Hammer wanted the film to receive a much more family friendly rating, in the spirit of increased returns and inspired no doubt by the exciting but family-friendly Disney pirate films. The scene was eventually cut down to remove the blood, and then restored years later for the film’s long-awaited debut on DVD. It’s a chilling scene, and director John Gilling plays it wise by letting the imagination do most of the work. The screaming and the blood is graphic enough. He doesn’t undercut the power of the moment by cutting to a shot of a rubber piranha. I do regret, however, that they don’t cap the scene with a shot of a perfectly intact, bleach white plastic skeleton bobbing to the surface. That’s always classy. But I guess Hammer was saving all their skeleton-related pirate hijinks for Night Creatures.
I don’t know what other cuts Hammer made to the film that have since been restored. The sword wounds are all pretty bloody. Not Lone Wolf and Cub geyser of blood bloody, but when a guy gets impaled, the sword on which he was impaled comes back all covered in grue. Still, I suppose that’s about as family friendly as Hammer was capable of being, and it’s family friendly enough for me. i don’t come from the school of thought that maintains all children’s fare must be bloodless, harmless, and never ever scare the wee ones. I’d much rather take my family to see Pirates of Blood River than a movie where a sass-talking CGI animal learns a skill that helps him win a contest while referencing pop culture.
That does bring us to another of the film’s sundry assets: director John Gilling. By all accounts, Gilling was difficult to work with even under the best circumstances. In the case of Pirates of Blood River, it seems he was nearly intolerable. Gilling wasn’t meant to be the director originally, but the man they’d assigned to the job had been in a spot of trouble with the American Un-Activities Committee, that embarrassment of a Congressional organization that spent so much time and money trying to ferret out commies and liberals int he motion picture industry. Kerwin Mathews was nervous about working with such a man, fearing that the long arm of stupidity would reach him even in England and ruin his career back home. Not that, by 1962, Mathews had much of a career.
But it was enough that the supposedly bankable American was uncomfortable, so the director was replaced by an unenthusiastic John Gilling. As a director, coming into a production for which there is already a script, a cast, a crew, and sets is usually thought to be rather an unenviable situation, and Gilling wasn’t shy about letting his displeasure be known. Still, however big a jerk he might have been on set, the end results were usually fantastic. That was certainly the case in 1966, when he directed one of my favorite Hammer horror films, Plague of the Zombies. And it’s the case with this film as well. Pirates of Blood River, even without a ship, is a fast-paced, well-made adventure tale. As cranky as Gilling may have been, there’s no doubt that he still put himself into making the best possible movie he could.

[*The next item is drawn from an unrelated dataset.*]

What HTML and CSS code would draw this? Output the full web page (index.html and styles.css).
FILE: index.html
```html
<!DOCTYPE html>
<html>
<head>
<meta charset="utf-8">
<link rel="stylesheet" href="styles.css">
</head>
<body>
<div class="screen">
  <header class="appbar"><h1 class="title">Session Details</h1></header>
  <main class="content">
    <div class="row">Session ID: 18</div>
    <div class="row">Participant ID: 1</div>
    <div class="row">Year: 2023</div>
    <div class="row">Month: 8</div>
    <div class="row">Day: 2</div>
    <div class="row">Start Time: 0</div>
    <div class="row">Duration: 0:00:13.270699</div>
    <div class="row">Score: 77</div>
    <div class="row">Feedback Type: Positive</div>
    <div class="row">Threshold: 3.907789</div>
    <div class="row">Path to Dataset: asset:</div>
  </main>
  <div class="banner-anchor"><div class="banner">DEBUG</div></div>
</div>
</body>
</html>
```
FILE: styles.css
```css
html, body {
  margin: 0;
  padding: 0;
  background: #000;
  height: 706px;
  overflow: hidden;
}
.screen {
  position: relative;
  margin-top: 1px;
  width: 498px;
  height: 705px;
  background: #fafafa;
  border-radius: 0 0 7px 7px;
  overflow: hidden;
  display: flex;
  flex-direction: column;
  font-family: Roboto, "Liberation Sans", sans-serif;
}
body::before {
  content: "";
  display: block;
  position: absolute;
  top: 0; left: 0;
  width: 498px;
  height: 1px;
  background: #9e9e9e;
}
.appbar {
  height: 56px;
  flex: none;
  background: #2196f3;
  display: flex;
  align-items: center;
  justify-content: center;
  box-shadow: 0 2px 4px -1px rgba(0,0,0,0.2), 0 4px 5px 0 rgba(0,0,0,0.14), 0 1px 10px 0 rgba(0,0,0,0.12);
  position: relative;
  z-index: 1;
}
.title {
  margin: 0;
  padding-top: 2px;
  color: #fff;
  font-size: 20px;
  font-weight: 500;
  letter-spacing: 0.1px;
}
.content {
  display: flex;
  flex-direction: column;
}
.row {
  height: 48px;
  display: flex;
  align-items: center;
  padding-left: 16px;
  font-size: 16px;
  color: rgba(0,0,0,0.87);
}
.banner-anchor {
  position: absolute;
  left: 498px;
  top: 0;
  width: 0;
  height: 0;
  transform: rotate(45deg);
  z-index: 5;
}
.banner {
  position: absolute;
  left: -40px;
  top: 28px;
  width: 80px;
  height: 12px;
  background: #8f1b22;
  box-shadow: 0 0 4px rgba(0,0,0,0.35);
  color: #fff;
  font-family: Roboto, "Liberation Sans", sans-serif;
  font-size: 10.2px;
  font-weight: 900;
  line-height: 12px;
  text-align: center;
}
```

Released in 1962, it’d be a little disingenuous to claim that the movie was influenced by something like Vietnam, even though there is a definite counter-culture air about the story. More than likely, and as I alluded to earlier, the film was influenced both by previous pirate films and by Westerns. The Huguenot settlement, with it’s rough-hewn wooden walls, has the look of a pioneer fort. And the pirates laying siege to it is reminiscent of Western movie Indians doing the same. However, at some point in the film, the roles are reversed, and the pirates become the victims of hit and run warfare waged by Jonathan and his band of fighters who, despite being outmanned and outgunned, use their intimate knowledge of the jungle around them to pick the pirates off a few at a time, leaving the brigands harried, demoralized, and eventually, mutinous. That the pirates are French only supplies another link to the emerging conflict in Vietnam, but as Sangster has never mentioned this in an interview, I think it’s more a case of coincidence and hindsight equipping us with the ability to infuse the film with influences and meanings that aren’t there. Still, it’s kind of fun, and it keeps film studies professors in business and away from actual film work, where they would do untold amounts of damage with their crackpot experimental videos.

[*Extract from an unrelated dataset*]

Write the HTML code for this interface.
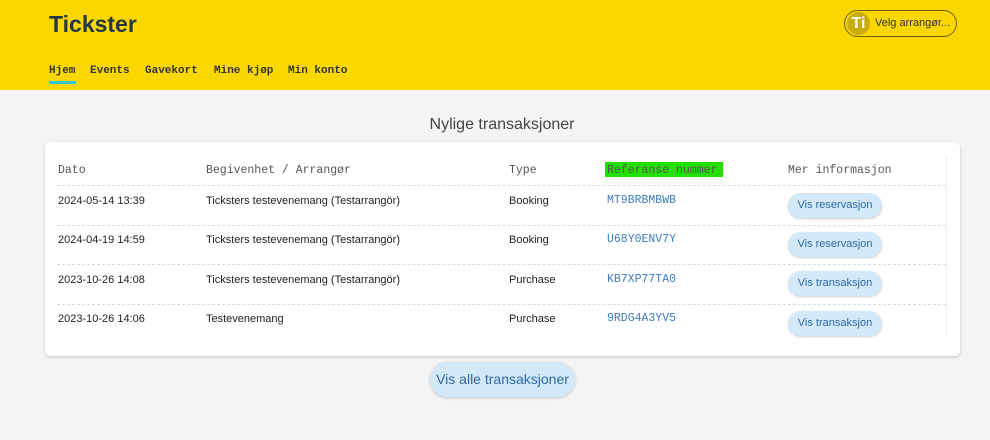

So make a pirate movie, they told Jimmy Sangster, one in which the only time the pirates are in the water is when they board a poorly made raft that sinks shortly after being launched. Whatever the challenges may have been, he pulled it off. And Hammer pulled it off. The Pirates of Blood River was well received by audiences, and in true Hammer fashion, that meant they would do their best to milk the popularity for as long as they could. Over the next couple of years, Hammer produced several more pirate films, usually with the same cast. They even sprang for a mock ship for one of the films, and they intended to recycle it for other pirate films until it caught on fire. Captain Clegg, also known as Night Creatures, was released in 1962 as well and continued the Hammer style of making pirate movies set entirely on land. In 1963 came The Scarlet Blade (the only Hammer pirate film that, as of this writing, remains unavailable on DVD). And in 1964, with The Devil Ship Pirates, they finally sprang for that mock-up of a ship, even though that film, like the others, takes place largely on land and sets. But that was about it for Hammer pirate movies. The ship accidentally caught on fire and thus couldn’t be reused (though the burning was incorporated into the film). As if that accident signified something more, production of Hammer swashbucklers more or less came to a close with that film as the studio focused itself almost entirely on horror films.

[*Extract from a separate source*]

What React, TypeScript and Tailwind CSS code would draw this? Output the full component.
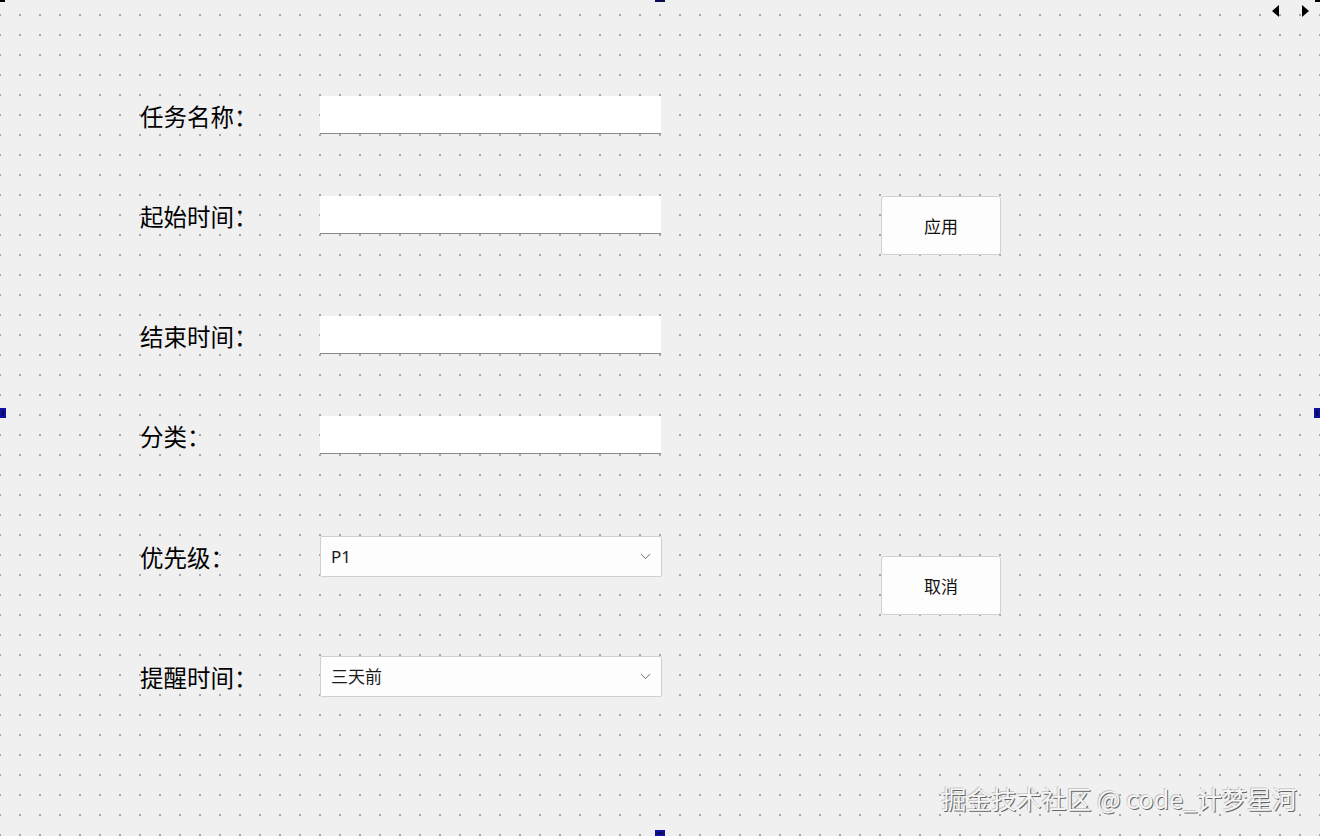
import { ChevronDown } from 'lucide-react';

const cjk = "font-['Microsoft_YaHei','Noto_Sans_CJK_SC',sans-serif]";

function LineEdit() {
  return <div className="h-[38px] w-[341px] bg-white border-b border-[#8a8a8a]" />;
}

function Combo({ value }: { value: string }) {
  return (
    <div className="h-[41px] w-[342px] flex items-center justify-between pl-[10px] pr-[7px] bg-[#fdfdfd] border border-[#d0d0d0] rounded-[2px]">
      <span className={`text-[17px] text-[#1a1a1a] font-['Segoe_UI','Noto_Sans','Noto_Sans_CJK_SC',sans-serif]`}>{value}</span>
      <ChevronDown size={17} strokeWidth={1.1} className="text-[#444]" />
    </div>
  );
}

function Row({ label, className, children }: { label: string; className: string; children: React.ReactNode }) {
  return (
    <div className={`flex items-center ${className}`}>
      <div className={`w-[180px] pt-[3px] text-[23.5px] text-black leading-none ${cjk}`}>{label}</div>
      {children}
    </div>
  );
}

function Btn({ text, className }: { text: string; className?: string }) {
  return (
    <button className={`h-[59px] w-[120px] bg-[#fdfdfd] border border-[#d0d0d0] rounded-[3px] text-[17px] text-[#111] ${cjk} ${className ?? ''}`}>
      {text}
    </button>
  );
}

export default function App() {
  return (
    <div className="relative h-[836px] w-[1320px] overflow-hidden bg-[#f0f0f0]">
      {/* designer grid */}
      <svg className="absolute inset-0" width="1320" height="836">
        <defs>
          <pattern id="dots" width="20" height="20" patternUnits="userSpaceOnUse" x="-1" y="-6">
            <rect x="0" y="0" width="2" height="2" fill="#a8a8a8" />
          </pattern>
        </defs>
        <rect width="1320" height="836" fill="url(#dots)" />
      </svg>

      <div className="relative flex pl-[140px]">
        <div className="flex flex-col">
          <Row label="任务名称：" className="mt-[96px]"><LineEdit /></Row>
          <Row label="起始时间：" className="mt-[62px]"><LineEdit /></Row>
          <Row label="结束时间：" className="mt-[82px]"><LineEdit /></Row>
          <Row label="分类：" className="mt-[62px]"><LineEdit /></Row>
          <Row label="优先级：" className="mt-[82px]"><Combo value="P1" /></Row>
          <Row label="提醒时间：" className="mt-[79px]"><Combo value="三天前" /></Row>
        </div>
        <div className="ml-[219px] pt-[196px] flex flex-col">
          <Btn text="应用" />
          <Btn text="取消" className="mt-[301px]" />
        </div>
      </div>

      {/* selection handles */}
      <div className="absolute left-0 top-0 h-[2px] w-[5px] bg-black" />
      <div className="absolute right-0 top-0 h-[2px] w-[5px] bg-black" />
      <div className="absolute left-[655px] top-0 h-[2px] w-[10px] bg-[#0b0b55]" />
      <div className="absolute left-[655px] bottom-0 h-[6px] w-[10px] bg-[#0b0b55] border-2 border-[#1010a0]" />
      <div className="absolute left-0 top-[408px] h-[10px] w-[6px] bg-[#0b0b55] border-2 border-[#1010a0]" />
      <div className="absolute right-0 top-[408px] h-[10px] w-[6px] bg-[#0b0b55] border-2 border-[#1010a0]" />

      <svg className="absolute left-[1270px] top-[3px]" width="40" height="16" viewBox="0 0 40 16">
        <polygon points="9,2 2,8 9,14" fill="#000" />
        <polygon points="32,2 39,8 32,14" fill="#000" />
      </svg>

      <div
        className={`absolute right-[23px] bottom-[25px] text-[25px] leading-none text-[#f6f6f6] [text-shadow:1px_1px_0_#666,-1px_-1px_0_#c8c8c8] ${cjk}`}
      >
        掘金技术社区 @ code_计梦星河
      </div>
    </div>
  );
}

So while it may not have the panache of an Errol Flynn movie or the budget of a Disney live action film,and while it may not have a pirate ship in it, The Pirates of Blood River is still a solid adventure tale, with plenty of action, a dependable cast, and a look that fools you into thinking this is a much higher budget film than it actually is. It’s nice to see these old Hammer swashbucklers getting some attention.